#### Your task
Gather each line of the entries below that includes "would".
-- Start Material for the task --
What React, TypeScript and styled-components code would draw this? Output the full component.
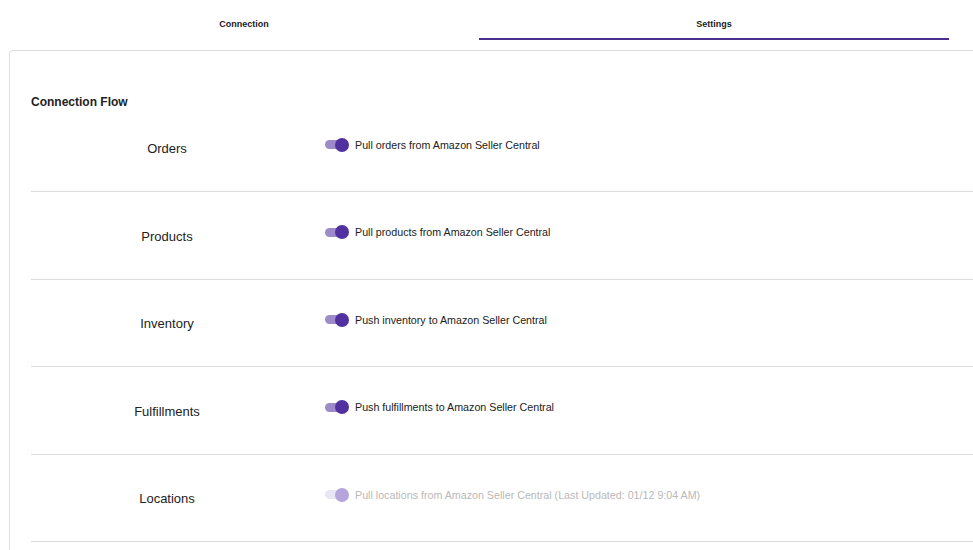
import React from "react";
import styled, { createGlobalStyle } from "styled-components";

type Flow = {
	label: string;
	text: string;
	disabled?: boolean;
};

const flows: Flow[] = [
	{ label: "Orders", text: "Pull orders from Amazon Seller Central" },
	{ label: "Products", text: "Pull products from Amazon Seller Central" },
	{ label: "Inventory", text: "Push inventory to Amazon Seller Central" },
	{ label: "Fulfillments", text: "Push fulfillments to Amazon Seller Central" },
	{
		label: "Locations",
		text: "Pull locations from Amazon Seller Central (Last Updated: 01/12 9:04 AM)",
		disabled: true,
	},
];

const GlobalStyle = createGlobalStyle`
	body {
		margin: 0;
		background: #fff;
		font-family: "Liberation Sans", Arial, sans-serif;
		color: #222;
		overflow: hidden;
	}
`;

export default function App() {
	return (
		<>
			<GlobalStyle />
			<Page>
				<Tabs>
					<Tab active={false}>Connection</Tab>
					<Tab active>Settings</Tab>
				</Tabs>
				<Card>
					<Heading>Connection Flow</Heading>
					{flows.map(f => (
						<Row key={f.label}>
							<RowLabel>{f.label}</RowLabel>
							<ToggleCell>
								<Switch disabled={f.disabled}>
									<Thumb disabled={f.disabled} />
								</Switch>
								<ToggleText disabled={f.disabled}>{f.text}</ToggleText>
							</ToggleCell>
						</Row>
					))}
				</Card>
			</Page>
		</>
	);
}

const Page = styled.div`
	width: 100%;
	height: 550px;
	overflow: hidden;
`;

const Tabs = styled.div`
	display: flex;
	padding-left: 9px;
	width: 940px;
`;

const Tab = styled.div<{ active?: boolean }>`
	flex: 1;
	height: 40px;
	box-sizing: border-box;
	display: flex;
	justify-content: center;
	padding-top: 19px;
	font-size: 9px;
	font-weight: 700;
	color: #222;
	border-bottom: 2px solid ${p => (p.active ? "#4b2f8e" : "transparent")};
`;

const Card = styled.div`
	margin: 10px -30px 0 9px;
	border: 1px solid #dedede;
	border-radius: 4px;
	padding: 44px 0 40px 21px;
`;

const Heading = styled.div`
	font-size: 12px;
	font-weight: 700;
	line-height: 14px;
	margin-bottom: -4.5px;
`;

const Row = styled.div`
	display: grid;
	grid-template-columns: 272px 1fr;
	height: 87.5px;
	box-sizing: border-box;
	border-bottom: 1px solid #dcdcdc;
	align-items: center;
`;

const RowLabel = styled.div`
	text-align: center;
	font-size: 13px;
	padding-top: 2px;
`;

const ToggleCell = styled.div`
	display: flex;
	align-items: center;
	gap: 8px;
	padding-left: 22px;
	padding-bottom: 6px;
`;

const Switch = styled.div<{ disabled?: boolean }>`
	position: relative;
	width: 22px;
	height: 9px;
	border-radius: 5px;
	background: ${p => (p.disabled ? "#e9e6f3" : "#9d8bc9")};
`;

const Thumb = styled.div<{ disabled?: boolean }>`
	position: absolute;
	right: -2px;
	top: -2.5px;
	width: 14px;
	height: 14px;
	border-radius: 50%;
	background: ${p => (p.disabled ? "#b4a5db" : "#52309f")};
`;

const ToggleText = styled.span<{ disabled?: boolean }>`
	font-size: 10.7px;
	color: ${p => (p.disabled ? "#b9b9b9" : "#222")};
`;
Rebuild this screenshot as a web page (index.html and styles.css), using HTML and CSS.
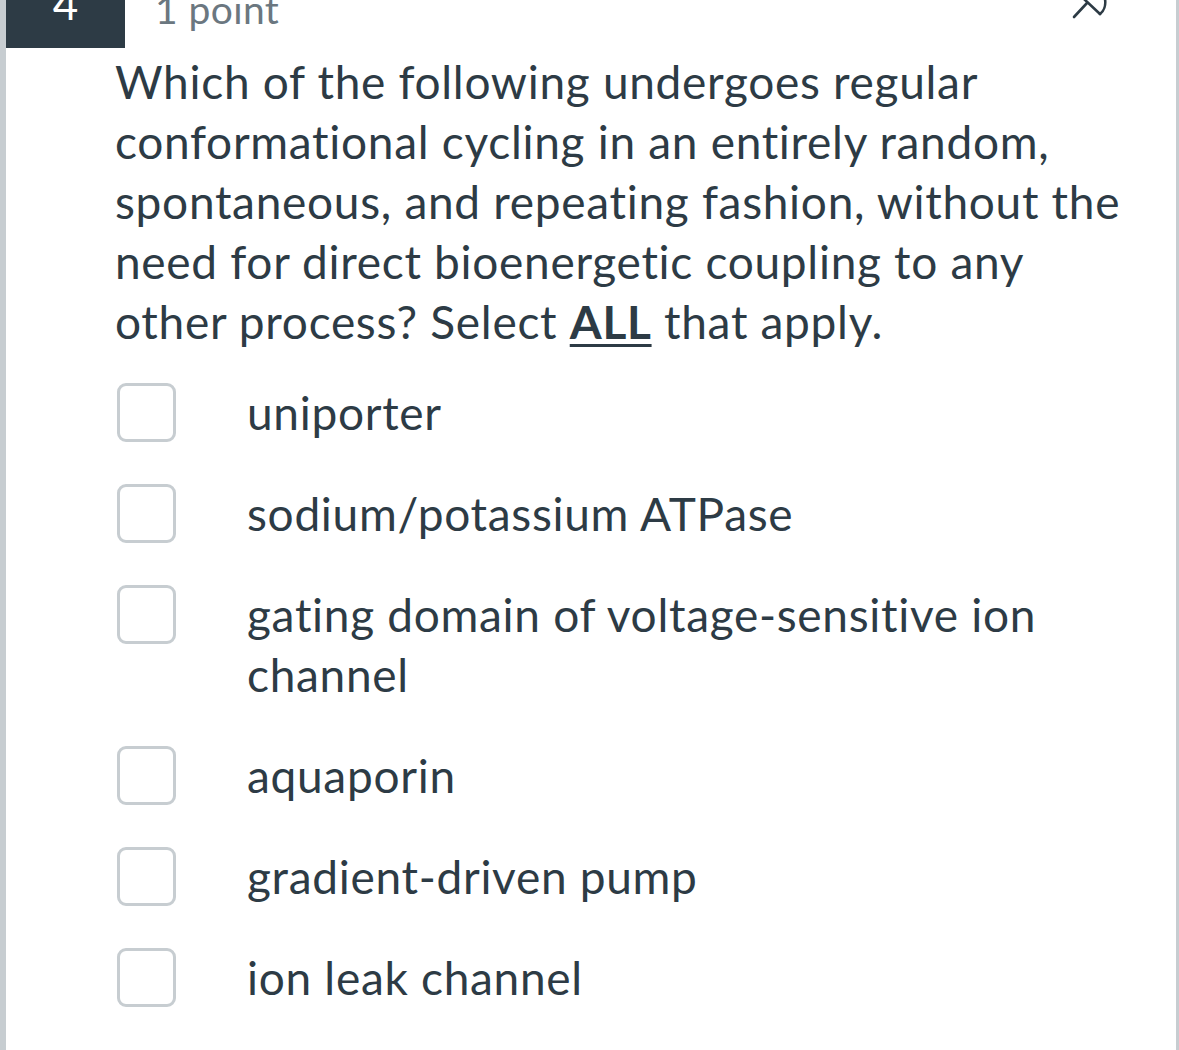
FILE: index.html
```html
<!DOCTYPE html>
<html lang="en">
<head>
<meta charset="utf-8">
<title>Question 4</title>
<link rel="stylesheet" href="styles.css">
</head>
<body>
<div class="card">
  <div class="header">
    <div class="qnum"><span>4</span></div>
    <div class="points">1 point</div>
    <svg class="pin" width="40" height="24" viewBox="0 0 40 24" aria-hidden="true">
      <path d="M4 17 L17 3" />
      <path d="M14 -1 L30 14" />
      <path d="M30 14 C34 11 36 5 35 -1" />
    </svg>
  </div>
  <div class="question">
    <p class="prompt">Which of the following undergoes regular conformational cycling in an entirely random, spontaneous, and repeating fashion, without the need for direct bioenergetic coupling to any other process? Select <b class="all">ALL</b> that apply.</p>
    <ul class="options">
      <li class="option"><span class="box"></span><span class="label">uniporter</span></li>
      <li class="option"><span class="box"></span><span class="label">sodium/potassium ATPase</span></li>
      <li class="option"><span class="box"></span><span class="label">gating domain of voltage-sensitive ion channel</span></li>
      <li class="option"><span class="box"></span><span class="label">aquaporin</span></li>
      <li class="option"><span class="box"></span><span class="label">gradient-driven pump</span></li>
      <li class="option"><span class="box"></span><span class="label">ion leak channel</span></li>
    </ul>
  </div>
</div>
</body>
</html>
```
FILE: styles.css
```css
html, body {
  margin: 0;
  padding: 0;
  background: #ffffff;
}
body {
  font-family: Lato, "Open Sans", sans-serif;
  color: #2d3b45;
  font-variant-ligatures: none;
}
.card {
  box-sizing: border-box;
  width: 1179px;
  height: 1050px;
  overflow: hidden;
  border-left: 6px solid #c7cdd1;
  border-right: 3px solid #c7cdd1;
}
.header {
  display: flex;
  align-items: flex-start;
  height: 48px;
  overflow: hidden;
}
.qnum {
  width: 119px;
  height: 48px;
  background: #2d3b45;
  color: #ffffff;
  display: flex;
  justify-content: center;
  flex: none;
}
.qnum span {
  font-size: 44px;
  line-height: 44px;
  margin-top: -19px;
}
.points {
  margin-left: 30px;
  font-size: 39px;
  line-height: 39px;
  margin-top: -10px;
  letter-spacing: 0.4px;
  color: #6b7780;
}
.pin {
  margin-left: auto;
  margin-right: 66px;
  fill: none;
  stroke: #2d3b45;
  stroke-width: 2.6;
  stroke-linecap: round;
}
.question {
  padding: 4px 50px 0 109px;
}
.prompt {
  margin: 0;
  font-size: 46px;
  letter-spacing: 0.7px;
  line-height: 60px;
}
.all {
  font-weight: 700;
  text-decoration: underline;
  text-underline-offset: 5px;
  text-decoration-thickness: 3px;
}
.options {
  list-style: none;
  margin: 31px 0 0 0;
  padding: 0;
  display: flex;
  flex-direction: column;
  gap: 41px;
}
.option {
  display: flex;
  align-items: flex-start;
  font-size: 46px;
  letter-spacing: 0.7px;
  line-height: 60px;
}
.box {
  box-sizing: border-box;
  flex: none;
  width: 59px;
  height: 59px;
  margin-left: 2px;
  border: 3px solid #c7cdd1;
  border-radius: 9px;
}
.label {
  margin-left: 71px;
  max-width: 880px;
}
```
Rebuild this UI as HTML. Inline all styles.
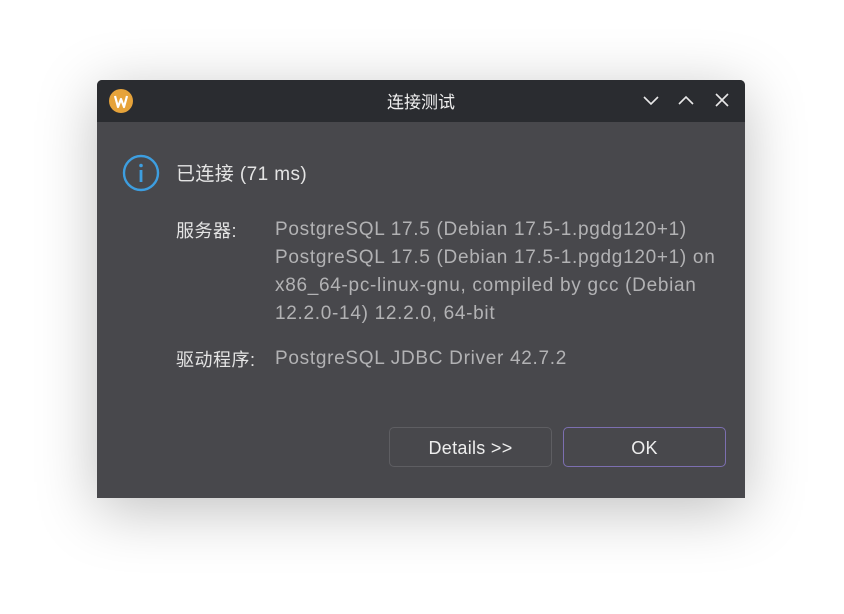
<!DOCTYPE html>
<html><head><meta charset="utf-8"><style>
html,body{margin:0;padding:0;width:844px;height:614px;background:#fff;overflow:hidden}
body{font-family:"Liberation Sans","Noto Sans CJK SC",sans-serif;position:relative}
.win{position:absolute;left:97px;top:80px;width:648px;height:418px;background:#48484c;border-radius:5px 5px 0 0;box-shadow:0 12px 60px rgba(0,0,0,0.25);overflow:hidden}
.tb{position:absolute;left:0;top:0;width:648px;height:42px;background:#2a2c30}
.title{position:absolute;left:0;width:648px;top:8px;text-align:center;color:#f0f0f0;font-size:17px}
.t{position:absolute;white-space:nowrap;font-size:19px;letter-spacing:0.7px}
.lab{color:#e4e4e4;font-size:18px;letter-spacing:0.5px}
.val{color:#b2b2b4;line-height:28px}
.btn{position:absolute;top:347px;height:40px;border-radius:5px;box-sizing:border-box;color:#eee;font-size:18px;text-align:center;line-height:40px;letter-spacing:0.3px}
</style></head><body>
<div class="win">
 <div class="tb">
  <svg style="position:absolute;left:12px;top:9px" width="24" height="24"><circle cx="12" cy="12" r="12" fill="#e6a33a"/><path d="M6 7 L9 18 L12 10 L15 18 L18 7" stroke="#fff" stroke-width="2.2" fill="none" stroke-linejoin="round"/></svg>
  <div class="title">连接测试</div>
  <svg style="position:absolute;left:545px;top:13px" width="100" height="16" stroke="#e8e8e8" stroke-width="1.6" fill="none">
   <path d="M2 4 L9 11 L16 4"/><path d="M37 11 L44 4 L51 11"/><path d="M74 1 L86 13 M86 1 L74 13"/>
  </svg>
 </div>
 <svg style="position:absolute;left:25px;top:74px" width="38" height="38"><circle cx="19" cy="19" r="17" fill="none" stroke="#3d9ee0" stroke-width="2.4"/><rect x="17.6" y="16" width="2.8" height="12" fill="#3d9ee0"/><circle cx="19" cy="11.5" r="1.8" fill="#3d9ee0"/></svg>
 <div class="t lab" style="left:79px;top:79px;font-size:19px;letter-spacing:0.4px">已连接 (71 ms)</div>
 <div class="t lab" style="left:79px;top:137px">服务器:</div>
 <div class="t val" style="left:178px;top:136px">PostgreSQL 17.5 (Debian 17.5-1.pgdg120+1)<br>PostgreSQL 17.5 (Debian 17.5-1.pgdg120+1) on<br>x86_64-pc-linux-gnu, compiled by gcc (Debian<br>12.2.0-14) 12.2.0, 64-bit</div>
 <div class="t lab" style="left:79px;top:266px">驱动程序:</div>
 <div class="t val" style="left:178px;top:265px">PostgreSQL JDBC Driver 42.7.2</div>
 <div class="btn" style="left:292px;width:163px;border:1px solid #5e5e62">Details &gt;&gt;</div>
 <div class="btn" style="left:466px;width:163px;border:1px solid #7c6fb0">OK</div>
</div>
</body></html>
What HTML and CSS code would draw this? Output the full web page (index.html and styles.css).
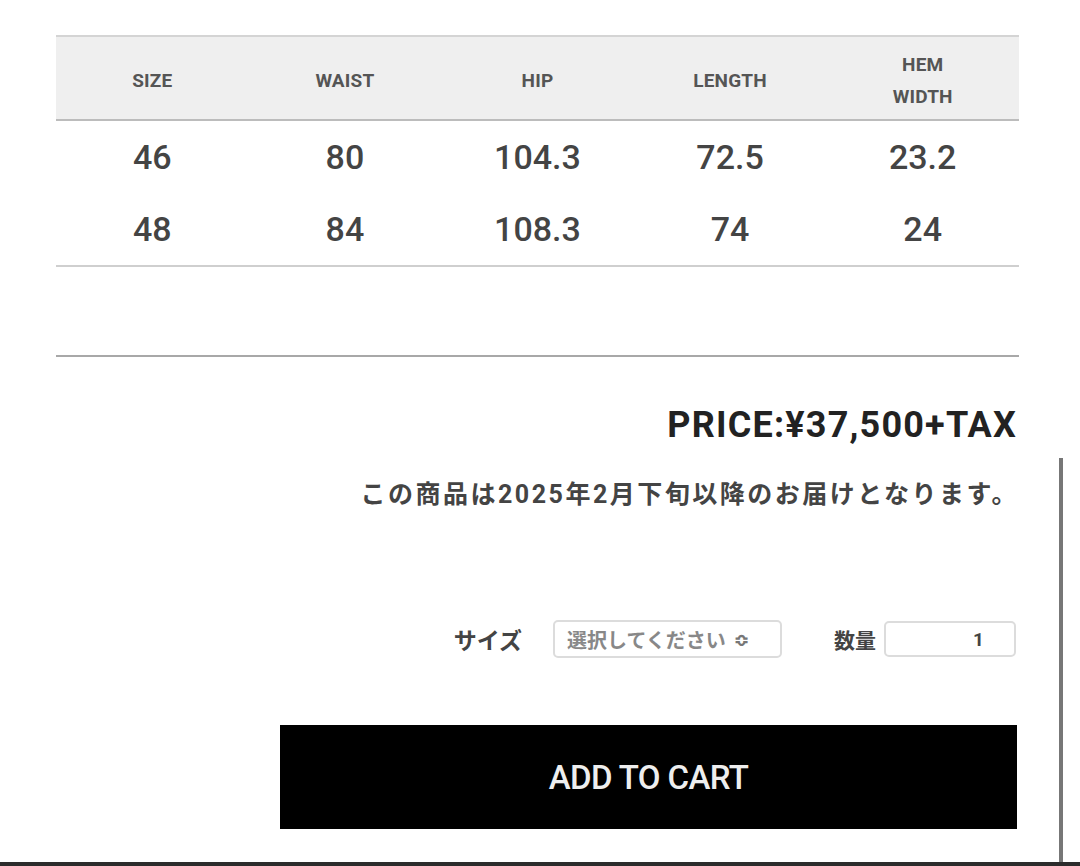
-- End Material for the task --
#### Full solution
What React, TypeScript and styled-components code would draw this? Output the full component.
What HTML and CSS code would draw this? Output the full web page (index.html and styles.css).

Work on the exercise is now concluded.